**Work instructions**
Lift out each line of the data that holds "this".
begin Dataset
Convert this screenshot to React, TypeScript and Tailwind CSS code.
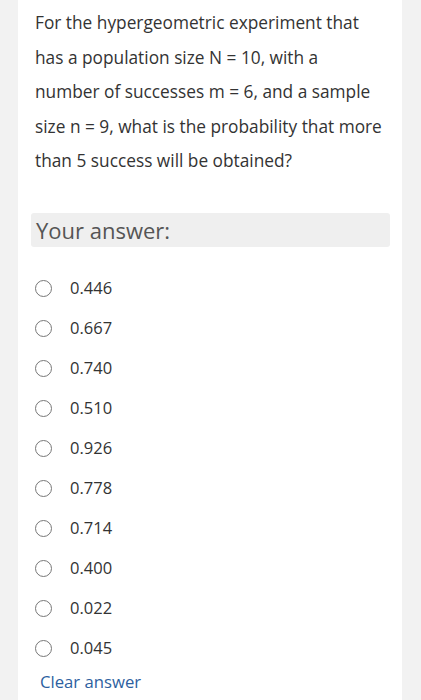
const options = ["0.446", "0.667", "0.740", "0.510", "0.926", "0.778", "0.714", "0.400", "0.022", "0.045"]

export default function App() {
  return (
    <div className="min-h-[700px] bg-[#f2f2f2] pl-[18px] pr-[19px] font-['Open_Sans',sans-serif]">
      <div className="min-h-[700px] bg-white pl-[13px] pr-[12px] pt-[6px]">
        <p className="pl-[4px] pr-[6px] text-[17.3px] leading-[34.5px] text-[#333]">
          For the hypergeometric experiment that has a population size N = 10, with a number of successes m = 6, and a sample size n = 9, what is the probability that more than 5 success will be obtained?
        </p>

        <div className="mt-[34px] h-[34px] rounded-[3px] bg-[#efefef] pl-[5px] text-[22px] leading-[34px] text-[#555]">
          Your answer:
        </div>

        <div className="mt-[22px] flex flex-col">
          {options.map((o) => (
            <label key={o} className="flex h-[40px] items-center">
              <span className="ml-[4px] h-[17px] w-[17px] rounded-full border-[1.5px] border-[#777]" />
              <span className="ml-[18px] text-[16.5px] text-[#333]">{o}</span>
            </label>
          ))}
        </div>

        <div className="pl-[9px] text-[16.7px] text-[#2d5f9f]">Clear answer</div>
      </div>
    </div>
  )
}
end Dataset
begin Dataset
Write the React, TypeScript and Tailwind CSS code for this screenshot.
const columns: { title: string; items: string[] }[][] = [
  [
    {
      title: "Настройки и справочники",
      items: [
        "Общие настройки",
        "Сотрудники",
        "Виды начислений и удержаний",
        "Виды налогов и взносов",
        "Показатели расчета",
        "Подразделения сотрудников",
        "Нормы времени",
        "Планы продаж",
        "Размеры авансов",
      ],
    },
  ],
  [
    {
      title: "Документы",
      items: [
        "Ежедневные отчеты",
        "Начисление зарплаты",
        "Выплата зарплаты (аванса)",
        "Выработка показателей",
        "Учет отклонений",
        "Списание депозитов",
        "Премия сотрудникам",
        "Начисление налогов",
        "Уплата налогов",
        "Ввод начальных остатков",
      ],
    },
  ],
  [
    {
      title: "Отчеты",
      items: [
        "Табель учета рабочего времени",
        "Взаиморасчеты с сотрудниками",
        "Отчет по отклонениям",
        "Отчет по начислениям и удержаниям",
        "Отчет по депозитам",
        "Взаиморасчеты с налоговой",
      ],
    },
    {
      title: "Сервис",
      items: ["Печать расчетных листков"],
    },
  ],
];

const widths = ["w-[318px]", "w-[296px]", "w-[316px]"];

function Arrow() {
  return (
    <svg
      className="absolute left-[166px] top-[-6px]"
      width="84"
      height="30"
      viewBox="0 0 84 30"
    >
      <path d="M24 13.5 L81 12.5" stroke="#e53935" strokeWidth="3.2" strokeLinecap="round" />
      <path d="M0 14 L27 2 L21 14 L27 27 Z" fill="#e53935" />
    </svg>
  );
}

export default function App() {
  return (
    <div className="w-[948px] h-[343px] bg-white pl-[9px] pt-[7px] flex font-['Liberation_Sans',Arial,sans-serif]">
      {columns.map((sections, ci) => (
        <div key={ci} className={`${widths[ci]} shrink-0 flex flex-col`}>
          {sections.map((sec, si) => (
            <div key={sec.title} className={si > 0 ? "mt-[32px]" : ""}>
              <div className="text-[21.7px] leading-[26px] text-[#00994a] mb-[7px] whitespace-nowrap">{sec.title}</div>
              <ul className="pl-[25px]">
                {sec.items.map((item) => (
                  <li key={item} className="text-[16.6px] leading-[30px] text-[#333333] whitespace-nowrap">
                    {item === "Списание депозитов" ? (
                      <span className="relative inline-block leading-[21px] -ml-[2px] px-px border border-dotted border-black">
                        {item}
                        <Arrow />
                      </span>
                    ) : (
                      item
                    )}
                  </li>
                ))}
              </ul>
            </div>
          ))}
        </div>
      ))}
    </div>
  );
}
end Dataset
begin Dataset
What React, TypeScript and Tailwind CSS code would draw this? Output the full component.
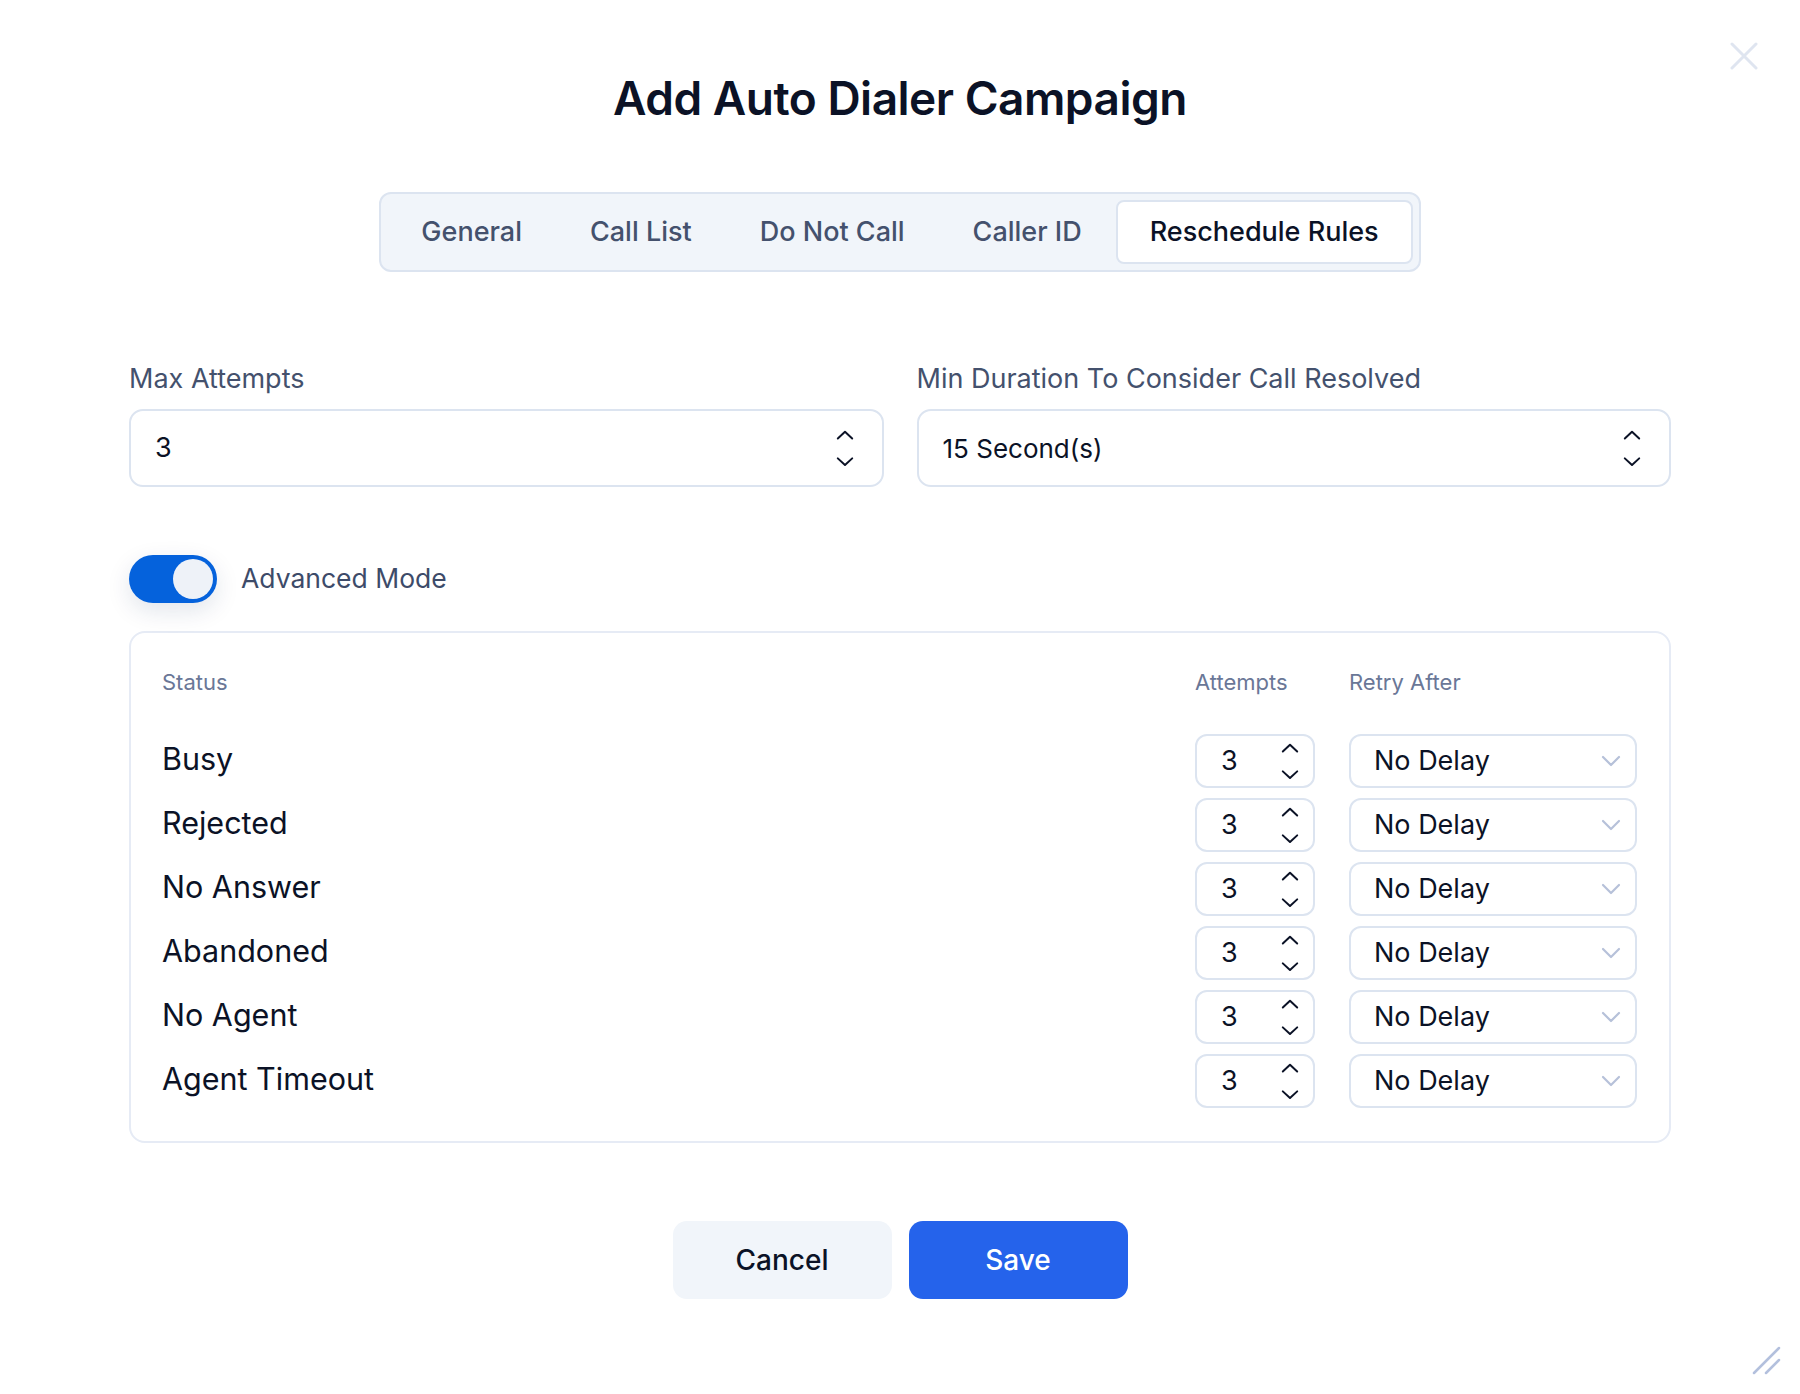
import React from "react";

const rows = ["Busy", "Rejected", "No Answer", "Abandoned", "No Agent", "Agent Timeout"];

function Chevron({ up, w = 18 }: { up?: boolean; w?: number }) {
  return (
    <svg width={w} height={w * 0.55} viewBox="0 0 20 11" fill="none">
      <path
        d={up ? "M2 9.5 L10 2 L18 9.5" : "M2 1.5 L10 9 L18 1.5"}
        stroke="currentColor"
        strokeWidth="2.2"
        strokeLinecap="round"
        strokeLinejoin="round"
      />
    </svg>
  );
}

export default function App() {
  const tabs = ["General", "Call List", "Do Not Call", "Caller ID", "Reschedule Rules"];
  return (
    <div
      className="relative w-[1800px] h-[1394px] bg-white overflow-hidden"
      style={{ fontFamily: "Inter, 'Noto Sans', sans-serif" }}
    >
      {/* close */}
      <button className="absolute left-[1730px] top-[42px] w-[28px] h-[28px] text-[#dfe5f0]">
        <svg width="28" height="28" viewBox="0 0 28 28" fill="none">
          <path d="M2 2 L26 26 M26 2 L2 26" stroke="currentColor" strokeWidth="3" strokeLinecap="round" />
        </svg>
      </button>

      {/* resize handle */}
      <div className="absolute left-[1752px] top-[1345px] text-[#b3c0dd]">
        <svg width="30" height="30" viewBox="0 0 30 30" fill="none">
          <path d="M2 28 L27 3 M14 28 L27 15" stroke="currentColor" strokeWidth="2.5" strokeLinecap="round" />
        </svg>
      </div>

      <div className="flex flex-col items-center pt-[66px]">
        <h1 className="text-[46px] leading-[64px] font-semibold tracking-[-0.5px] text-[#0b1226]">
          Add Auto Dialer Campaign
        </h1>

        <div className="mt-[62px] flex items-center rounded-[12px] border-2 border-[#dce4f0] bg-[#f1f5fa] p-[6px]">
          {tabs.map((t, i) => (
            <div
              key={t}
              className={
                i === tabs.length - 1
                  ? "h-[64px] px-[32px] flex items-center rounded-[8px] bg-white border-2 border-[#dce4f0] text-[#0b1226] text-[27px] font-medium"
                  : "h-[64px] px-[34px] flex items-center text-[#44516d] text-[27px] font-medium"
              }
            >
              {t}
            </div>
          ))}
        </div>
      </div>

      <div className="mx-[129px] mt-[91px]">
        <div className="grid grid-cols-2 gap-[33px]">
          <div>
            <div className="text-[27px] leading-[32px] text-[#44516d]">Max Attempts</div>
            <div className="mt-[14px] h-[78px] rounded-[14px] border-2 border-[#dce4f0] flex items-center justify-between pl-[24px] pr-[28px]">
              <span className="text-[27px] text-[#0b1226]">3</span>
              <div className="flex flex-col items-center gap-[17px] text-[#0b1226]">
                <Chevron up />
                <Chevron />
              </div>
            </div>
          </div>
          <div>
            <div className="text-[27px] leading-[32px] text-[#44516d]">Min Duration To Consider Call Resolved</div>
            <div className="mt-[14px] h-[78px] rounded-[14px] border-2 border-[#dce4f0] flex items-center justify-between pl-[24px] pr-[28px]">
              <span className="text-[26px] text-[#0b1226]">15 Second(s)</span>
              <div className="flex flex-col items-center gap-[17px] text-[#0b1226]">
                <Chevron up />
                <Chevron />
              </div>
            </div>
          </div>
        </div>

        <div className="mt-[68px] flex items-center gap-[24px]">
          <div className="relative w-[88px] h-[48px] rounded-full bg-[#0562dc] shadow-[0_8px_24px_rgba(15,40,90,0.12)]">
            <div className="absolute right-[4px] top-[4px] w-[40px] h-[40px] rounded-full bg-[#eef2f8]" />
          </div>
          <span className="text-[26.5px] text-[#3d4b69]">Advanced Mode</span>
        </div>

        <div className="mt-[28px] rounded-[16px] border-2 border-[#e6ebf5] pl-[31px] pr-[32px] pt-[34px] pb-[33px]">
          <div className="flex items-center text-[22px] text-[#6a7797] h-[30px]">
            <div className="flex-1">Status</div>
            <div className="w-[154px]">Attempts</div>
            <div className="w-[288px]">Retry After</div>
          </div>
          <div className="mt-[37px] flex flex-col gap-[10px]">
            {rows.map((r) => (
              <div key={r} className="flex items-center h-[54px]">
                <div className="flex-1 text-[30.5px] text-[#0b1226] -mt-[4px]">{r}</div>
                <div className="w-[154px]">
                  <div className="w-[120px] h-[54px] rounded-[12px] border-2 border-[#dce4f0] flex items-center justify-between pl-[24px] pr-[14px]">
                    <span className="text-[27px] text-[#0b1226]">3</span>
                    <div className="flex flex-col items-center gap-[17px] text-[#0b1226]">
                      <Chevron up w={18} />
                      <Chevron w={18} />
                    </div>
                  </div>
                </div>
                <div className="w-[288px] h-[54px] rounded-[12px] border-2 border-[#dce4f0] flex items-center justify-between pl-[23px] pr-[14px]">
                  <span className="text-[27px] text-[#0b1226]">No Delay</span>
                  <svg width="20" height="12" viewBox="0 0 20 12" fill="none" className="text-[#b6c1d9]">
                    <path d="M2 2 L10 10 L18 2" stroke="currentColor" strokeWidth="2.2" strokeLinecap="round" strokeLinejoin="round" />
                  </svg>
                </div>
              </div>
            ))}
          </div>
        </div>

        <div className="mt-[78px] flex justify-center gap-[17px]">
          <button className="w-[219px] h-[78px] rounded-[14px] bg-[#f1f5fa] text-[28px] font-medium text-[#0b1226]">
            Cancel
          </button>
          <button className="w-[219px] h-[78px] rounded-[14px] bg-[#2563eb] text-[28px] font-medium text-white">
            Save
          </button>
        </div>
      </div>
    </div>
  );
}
end Dataset
**Response**
Convert this screenshot to React, TypeScript and Tailwind CSS code.
Write the React, TypeScript and Tailwind CSS code for this screenshot.
What React, TypeScript and Tailwind CSS code would draw this? Output the full component.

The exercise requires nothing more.